Make registry-backfill workflow actually publish backfilled pages#66027
kaxil merged 1 commit intoapache:mainfrom
astronomer:registry-backfill-patch-and-guard

Conversation

@kaxil
Copy link
Copy Markdown
Member

@kaxil kaxil commented Apr 28, 2026

Summary

The Registry Backfill workflow has been reporting success while uploading nothing. Three related bugs combine:

  1. Cached providers.json overwrite drops the backfill version. registry-backfill.yml's Download data files from S3 for build step writes the cached S3 providers.json to registry/src/_data/providers.json AFTER extraction has run. The cached copy predates the backfilled version, so provider.versions[] doesn't list it. registry/src/_data/providerVersions.js:48-50 then intersects provider.versions ∩ availableSet and drops the on-disk metadata.json for the new version. Eleventy emits no per-version page.

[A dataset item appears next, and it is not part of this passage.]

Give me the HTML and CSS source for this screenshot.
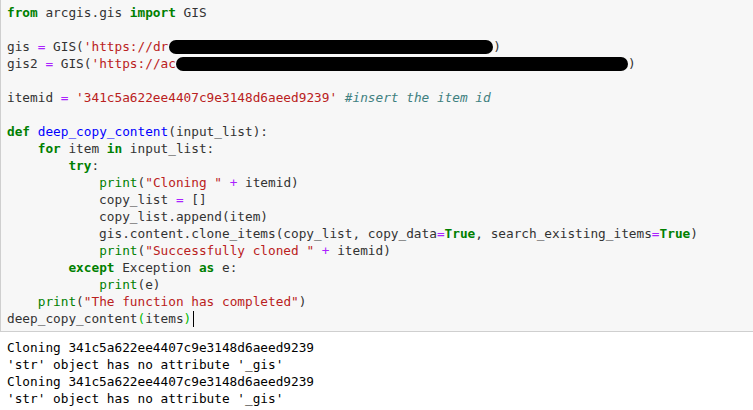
FILE: index.html
```html
<!DOCTYPE html>
<html>
<head>
<meta charset="utf-8">
<link rel="stylesheet" href="styles.css">
</head>
<body>
<div class="cell">
<pre class="code"><span class="kw">from</span> arcgis.gis <span class="kw">import</span> GIS

gis <span class="op">=</span> GIS(<span class="str">'https://dr</span><span class="redact r1"></span>)
gis2 <span class="op">=</span> GIS(<span class="str">'https://ac</span><span class="redact r2"></span>)

itemid <span class="op">=</span> <span class="str">'341c5a622ee4407c9e3148d6aeed9239'</span> <span class="cm">#insert the item id</span>

<span class="kw">def</span> <span class="def">deep_copy_content</span>(input_list):
    <span class="kw">for</span> item <span class="kw">in</span> input_list:
        <span class="kw">try</span>:
            <span class="bi">print</span>(<span class="str">"Cloning "</span> <span class="op">+</span> itemid)
            copy_list <span class="op">=</span> []
            copy_list.append(item)
            gis.content.clone_items(copy_list, copy_data<span class="op">=</span><span class="kw">True</span>, search_existing_items<span class="op">=</span><span class="kw">True</span>)
            <span class="bi">print</span>(<span class="str">"Successfully cloned "</span> <span class="op">+</span> itemid)
        <span class="kw">except</span> Exception <span class="kw">as</span> e:
            <span class="bi">print</span>(e)
    <span class="bi">print</span>(<span class="str">"The function has completed"</span>)
deep_copy_content<span class="mb">(</span>items<span class="mb">)</span><span class="cursor"></span></pre>
</div>
<pre class="output">Cloning 341c5a622ee4407c9e3148d6aeed9239
'str' object has no attribute '_gis'
Cloning 341c5a622ee4407c9e3148d6aeed9239
'str' object has no attribute '_gis'</pre>
</body>
</html>
```
FILE: styles.css
```css
html, body {
  margin: 0;
  padding: 0;
  background: #ffffff;
}
.cell {
  background: #f7f7f7;
  border-left: 1px solid #cfcfcf;
  border-bottom: 1px solid #cfcfcf;
  padding: 4px 0 4px 6px;
}
.code, .output {
  margin: 0;
  font-family: "DejaVu Sans Mono", "Liberation Mono", monospace;
  font-size: 12.75px;
  line-height: 17px;
  color: #333333;
  white-space: pre;
}
.output {
  color: #000000;
  padding: 7px 0 0 7px;
}
.kw { color: #008000; font-weight: bold; }
.bi { color: #008000; }
.str { color: #ba2121; }
.op { color: #aa22ff; }
.def { color: #0000ff; }
.cm { color: #408080; font-style: italic; }
.mb { color: #00bb00; }
.redact {
  display: inline-block;
  height: 14px;
  background: #000000;
  border-radius: 7px;
  vertical-align: -3px;
}
.r1 { width: 324px; margin-left: 1px; }
.r2 { width: 452px; margin-left: 0; }
.cursor {
  display: inline-block;
  width: 1px;
  height: 16px;
  background: #000000;
  vertical-align: -4px;
  margin-left: 2px;
}
```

  2. Silent aws s3 sync on missing source. With (1) preventing the page from being built, the next step's aws s3 sync exits 0 on the missing source and the job goes green having uploaded nothing.

  3. A redundant Extract version metadata from git tags step that was also broken. It duplicated breeze registry backfill's internal call to extract_versions.py AND was broken for multi-version matrix entries because extract_versions.py:446 declares --version as single-valued (no action="append"). When the workflow looped --version A --version B argparse only kept the last one. The trailing || true masked the failure.

Fix

  • New dev/registry/patch_providers_json.py runs after the S3 download and appends the backfilled version(s) into provider.versions[]. Defensively keeps provider.version (latest) in the array so patching a previously-empty list doesn't leave the latest field excluded once the array becomes authoritative for providerVersions.js.

  • Pre-sync guards assert (a) the per-version index.html was emitted, (b) the API directory exists, (c) parameters.json is non-empty, before each aws s3 sync. Silent no-ops become hard failures with ::error:: annotations.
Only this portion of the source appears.